Wednesday 10 December 2014

It is that cultural tradition again!


Although we come to the same conclusion from different directions (one religious and one secular) the views expressed within the article "Appropriate and Excessive Mourning" by Rabbi Bernie Fox pretty much agree with my own.


"The Talmud explains that it is prohibited for a person to engage in excessive mourning. The Torah has established standards for mourning. It is appropriate to cry within the first three days of the burial. For the first seven days it is fitting to eulogize the departed. Some elements of mourning are observed for thirty days. A person who loses a parent engages in some elements of mourning for twelve months. However, each element of the mourning process should be limited to the time allotted to it by the Torah."

"... there are two aspects to mourning. First mourning is an expression of personal loss. The mourner grieves the loss of his or her loved one and experiences the sorrow intrinsic in bidding farewell to the departed. Second, the mourning process acknowledges the departed and honors his or her memory."

"Life and death are part of a natural cycle. All living things experience stages beginning with birth, progressing through growth into maturity, and then decline and death. Is death of a loved one ever timely? Does a son or daughter ever welcome the death of even an aged beloved parent? If one’s death evokes deep and painful grief, it is because the departed brought to those who grieve intense happiness and joy. To not grieve is to not have loved."
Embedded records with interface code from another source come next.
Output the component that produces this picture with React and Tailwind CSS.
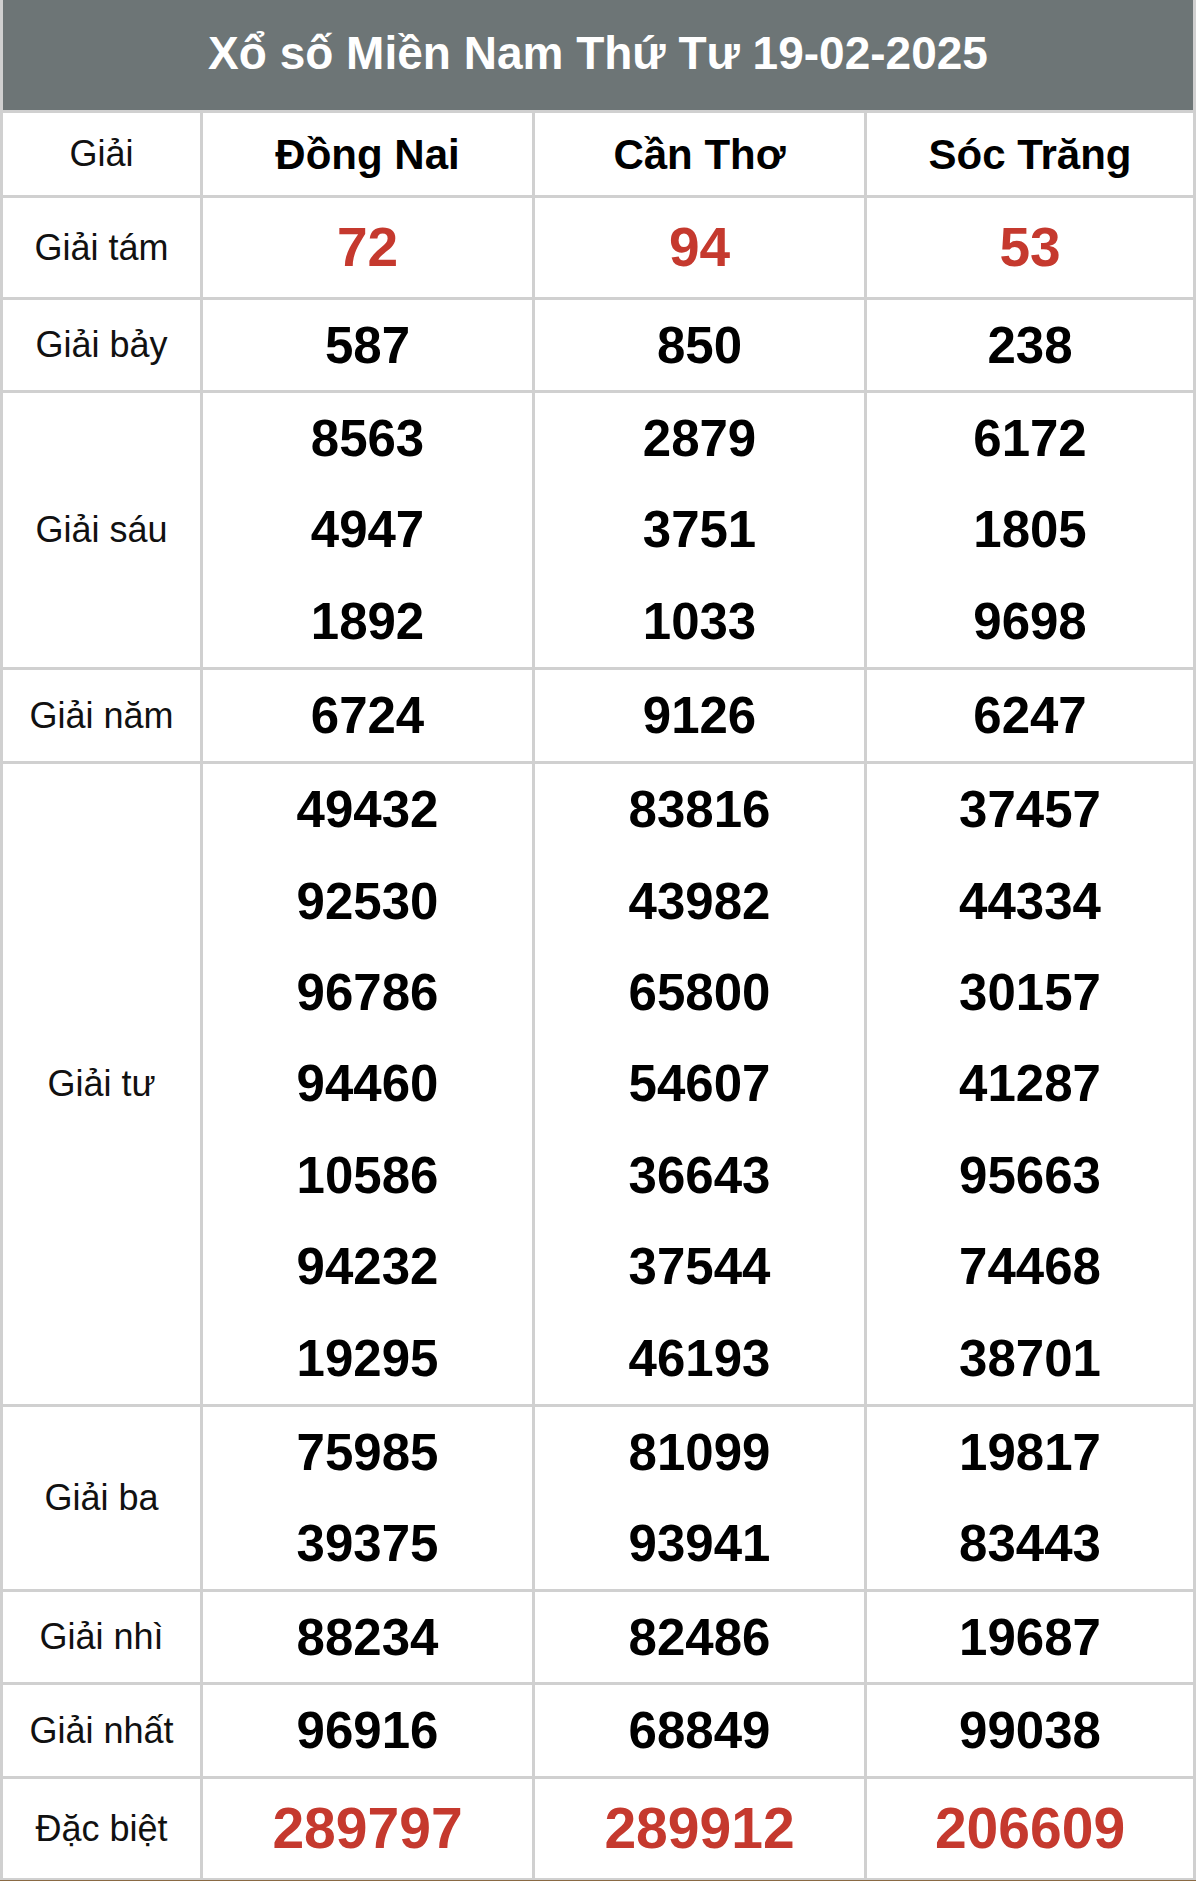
import React from "react";

const provinces = ["Đồng Nai", "Cần Thơ", "Sóc Trăng"];

const rows = [
  { label: "Giải tám", kind: "tam", data: [["72"], ["94"], ["53"]] },
  { label: "Giải bảy", data: [["587"], ["850"], ["238"]] },
  {
    label: "Giải sáu",
    data: [
      ["8563", "4947", "1892"],
      ["2879", "3751", "1033"],
      ["6172", "1805", "9698"],
    ],
  },
  { label: "Giải năm", data: [["6724"], ["9126"], ["6247"]] },
  {
    label: "Giải tư",
    data: [
      ["49432", "92530", "96786", "94460", "10586", "94232", "19295"],
      ["83816", "43982", "65800", "54607", "36643", "37544", "46193"],
      ["37457", "44334", "30157", "41287", "95663", "74468", "38701"],
    ],
  },
  {
    label: "Giải ba",
    data: [
      ["75985", "39375"],
      ["81099", "93941"],
      ["19817", "83443"],
    ],
  },
  { label: "Giải nhì", data: [["88234"], ["82486"], ["19687"]] },
  { label: "Giải nhất", data: [["96916"], ["68849"], ["99038"]] },
  { label: "Đặc biệt", kind: "db", data: [["289797"], ["289912"], ["206609"]] },
];

function numClass(kind) {
  if (kind === "tam") return "text-[55px] font-bold text-[#c5392e]";
  if (kind === "db") return "text-[57px] font-bold text-[#c5392e]";
  return "text-[51px] font-bold text-black";
}

export default function App() {
  return (
    <div
      className="w-[1200px] bg-white pr-[4px]"
      style={{ fontFamily: '"Liberation Sans", Arial, sans-serif' }}
    >
      <div className="grid grid-cols-[197px_329px_329px_326px] grid-rows-[110px_82px_99px_90px_274px_91px_640px_182px_90px_91px_99px] gap-[3px] bg-[#d0d0d0] px-[3px] pb-[2px]">
        <div className="col-span-4 flex items-center justify-center bg-[#6d7576] pb-[4px] text-[46px] font-bold text-white">
          Xổ số Miền Nam Thứ Tư 19-02-2025
        </div>
        <div className="flex items-center justify-center bg-white text-[36px] text-[#111]">
          Giải
        </div>
        {provinces.map((p) => (
          <div
            key={p}
            className="flex items-center justify-center bg-white text-[42px] font-bold text-black"
          >
            {p}
          </div>
        ))}
        {rows.map((r) => (
          <React.Fragment key={r.label}>
            <div className="flex items-center justify-center bg-white text-[36px] text-[#111]">
              {r.label}
            </div>
            {r.data.map((col, ci) => (
              <div key={ci} className="flex flex-col bg-white">
                {col.map((n, ni) => (
                  <div
                    key={ni}
                    className={`flex flex-1 items-center justify-center leading-none ${numClass(r.kind)}`}
                  >
                    {n}
                  </div>
                ))}
              </div>
            ))}
          </React.Fragment>
        ))}
      </div>
      <div className="h-[1px] bg-[#8a6a44]" />
    </div>
  );
}
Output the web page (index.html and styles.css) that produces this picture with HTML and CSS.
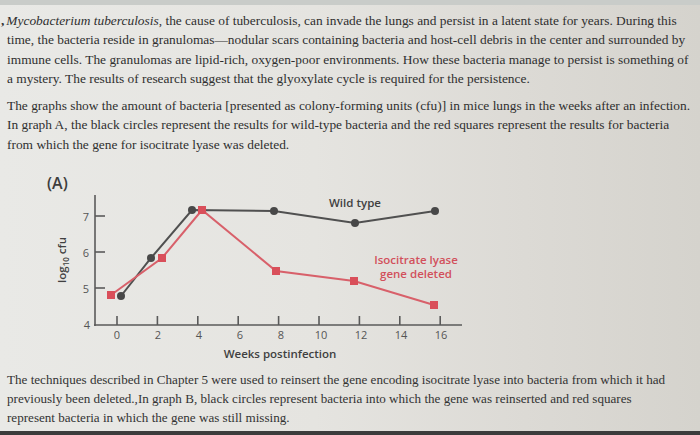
FILE: index.html
```html
<!DOCTYPE html>
<html>
<head>
<meta charset="utf-8">
<link rel="stylesheet" href="styles.css">
</head>
<body>
<div class="topbar"></div>
<main class="page">
  <p class="para intro">
    <span class="ln"><span class="blob">,</span><i>Mycobacterium tuberculosis</i>, the cause of tuberculosis, can invade the lungs and persist in a latent state for years. During this</span>
    <span class="ln">time, the bacteria reside in granulomas—nodular scars containing bacteria and host-cell debris in the center and surrounded by</span>
    <span class="ln">immune cells. The granulomas are lipid-rich, oxygen-poor environments. How these bacteria manage to persist is something of</span>
    <span class="ln">a mystery. The results of research suggest that the glyoxylate cycle is required for the persistence.</span>
  </p>
  <p class="para graphs">
    <span class="ln">The graphs show the amount of bacteria [presented as colony-forming units (cfu)] in mice lungs in the weeks after an infection.</span>
    <span class="ln">In graph A, the black circles represent the results for wild-type bacteria and the red squares represent the results for bacteria</span>
    <span class="ln">from which the gene for isocitrate lyase was deleted.</span>
  </p>
  <svg class="chart" width="700" height="216" viewBox="0 0 700 216">
    <text class="panel" x="47" y="35">(A)</text>
    <g class="axis">
      <line x1="95" y1="41" x2="95" y2="172"/>
      <line x1="94" y1="171" x2="462" y2="171"/>
      <line x1="95" y1="62" x2="105" y2="62"/>
      <line x1="95" y1="98" x2="105" y2="98"/>
      <line x1="95" y1="134" x2="105" y2="134"/>
      <line x1="117" y1="162" x2="117" y2="171"/>
      <line x1="157.4" y1="162" x2="157.4" y2="171"/>
      <line x1="197.8" y1="162" x2="197.8" y2="171"/>
      <line x1="238.2" y1="162" x2="238.2" y2="171"/>
      <line x1="278.6" y1="162" x2="278.6" y2="171"/>
      <line x1="319" y1="162" x2="319" y2="171"/>
      <line x1="359.4" y1="162" x2="359.4" y2="171"/>
      <line x1="399.8" y1="162" x2="399.8" y2="171"/>
      <line x1="440.2" y1="162" x2="440.2" y2="171"/>
    </g>
    <g class="ticklbl">
      <text x="86" y="67" text-anchor="middle">7</text>
      <text x="86" y="103" text-anchor="middle">6</text>
      <text x="86" y="139" text-anchor="middle">5</text>
      <text x="87" y="175" text-anchor="middle">4</text>
      <text x="117" y="185" text-anchor="middle">0</text>
      <text x="158" y="185" text-anchor="middle">2</text>
      <text x="199" y="185" text-anchor="middle">4</text>
      <text x="240" y="185" text-anchor="middle">6</text>
      <text x="281" y="185" text-anchor="middle">8</text>
      <text x="321" y="185" text-anchor="middle">10</text>
      <text x="361" y="185" text-anchor="middle">12</text>
      <text x="401" y="185" text-anchor="middle">14</text>
      <text x="441" y="185" text-anchor="middle">16</text>
    </g>
    <text class="axlbl" x="280" y="204" text-anchor="middle">Weeks postinfection</text>
    <text class="axlbl" transform="translate(66 106) rotate(-90)" text-anchor="middle">log<tspan class="sub" dy="3">10</tspan><tspan dy="-3"> cfu</tspan></text>
    <polyline class="wt" points="121,142 151,104 192,56 274,57 355,69 435,57"/>
    <polyline class="ko" points="111,141 162,104 202,56 276,117 354,127 434,151"/>
    <g class="dots">
      <circle cx="121" cy="142" r="4"/>
      <circle cx="151" cy="104" r="4"/>
      <circle cx="192" cy="56" r="4"/>
      <circle cx="274" cy="57" r="4"/>
      <circle cx="355" cy="69" r="4"/>
      <circle cx="435" cy="57" r="4"/>
    </g>
    <g class="sqs">
      <rect x="107" y="137" width="8" height="8"/>
      <rect x="158" y="100" width="8" height="8"/>
      <rect x="198" y="52" width="8" height="8"/>
      <rect x="272" y="113" width="8" height="8"/>
      <rect x="350" y="123" width="8" height="8"/>
      <rect x="430" y="147" width="8" height="8"/>
    </g>
    <text class="wtlbl" x="329" y="53">Wild type</text>
    <text class="kolbl" x="416" y="110" text-anchor="middle">Isocitrate lyase</text>
    <text class="kolbl" x="416" y="124" text-anchor="middle">gene deleted</text>
  </svg>
  <p class="para outro">
    <span class="ln">The techniques described in Chapter 5 were used to reinsert the gene encoding isocitrate lyase into bacteria from which it had</span>
    <span class="ln">previously been deleted.,In graph B, black circles represent bacteria into which the gene was reinserted and red squares</span>
    <span class="ln">represent bacteria in which the gene was still missing.</span>
  </p>
</main>
<div class="bottombar"></div>
</body>
</html>
```

FILE: styles.css
```css
html, body {
  margin: 0;
  padding: 0;
}
body {
  width: 700px;
  height: 435px;
  overflow: hidden;
  display: flex;
  flex-direction: column;
  background: linear-gradient(90deg, #e9e9e6 0%, #e5e4e0 45%, #dcdad5 75%, #d5d3cd 100%);
  color: #2f2f2f;
  font-family: "Liberation Serif", "Times New Roman", serif;
}
.topbar {
  height: 5px;
  background: #c9ccc9;
  flex: none;
}
.page {
  flex: 1;
  padding: 6px 0 0 7px;
}
.para {
  margin: 0;
  font-size: 13.4px;
  line-height: 19.3px;
}
.ln {
  display: block;
  white-space: nowrap;
}
.blob {
  margin-left: -6px;
  margin-right: 2px;
  font-weight: bold;
}
.graphs {
  margin-top: 8px;
}
.chart {
  display: block;
  margin-left: -7px;
  font-family: "Open Sans", "Noto Sans", sans-serif;
}
.outro {
  font-size: 13.1px;
  line-height: 19px;
  color: #333;
}
.bottombar {
  height: 4px;
  background: #3c3c3c;
  flex: none;
}
.panel {
  font-size: 16px;
  font-weight: 600;
  fill: #3d3d3d;
}
.axis line {
  stroke: #5a5a5a;
  stroke-width: 1.6;
}
.ticklbl text {
  font-size: 11px;
  fill: #555;
}
.axlbl {
  font-size: 11.5px;
  font-weight: 600;
  fill: #404040;
}
.sub {
  font-size: 8px;
}
.wt {
  fill: none;
  stroke: #505050;
  stroke-width: 2;
}
.ko {
  fill: none;
  stroke: #d8606a;
  stroke-width: 2;
}
.dots circle {
  fill: #484848;
}
.sqs rect {
  fill: #d94f5a;
}
.wtlbl {
  font-size: 11.5px;
  font-weight: 600;
  fill: #3f3f3f;
}
.kolbl {
  font-size: 11.5px;
  font-weight: 600;
  fill: #d2505b;
}
```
"We cannot judge Hashem’s wisdom. It is not our place to question why He created the universe as He did. We certainly cannot expect to understand the reason for a person passing at a particular moment and not at some other time. Certainly, some deaths seem untimely to us – for example, the death of a young child. Is this death part of some cosmic plan according to which Hashem guides His universe? Is this tragedy part of some specific and detailed story that is in the process of unfolding? Who is haughty enough to claim that he knows the answers to these mysteries? We only know that Hashem is the Creator. He does not drowse or sleep. All that happens is a result of His unfathomable will."

I know that my Mum and Dad loved me and that I loved them. They wouldn’t have wanted me to be sad and if excessive mourning for them had made a difference to what university I qualified for they would have been furious! They are inside me via my genetics and my upbringing and that will have to be enough. And that pretty much is what all the students in the university bereavement group will tell you that they want to do, “suck it up and move on as best you can”. It is that UK cultural tradition again! 

People are free to make their own choices but surely they need to think what impact their choices are having on people around them? It must be enormously difficult to the married to somebody who is still in deep mourning for their Mother 10, 20 or even 30 years after she had died. 

It makes me sad that even on a bereavement group it is possible to find intolerant bullies who shout down any thoughts or views that are different from their own. They claim it their "freedom of speech right" to say anything that that want - then in the same paragraph they want to censor views they don't agree with. So it is freedom of speech for them but not for the rest of us.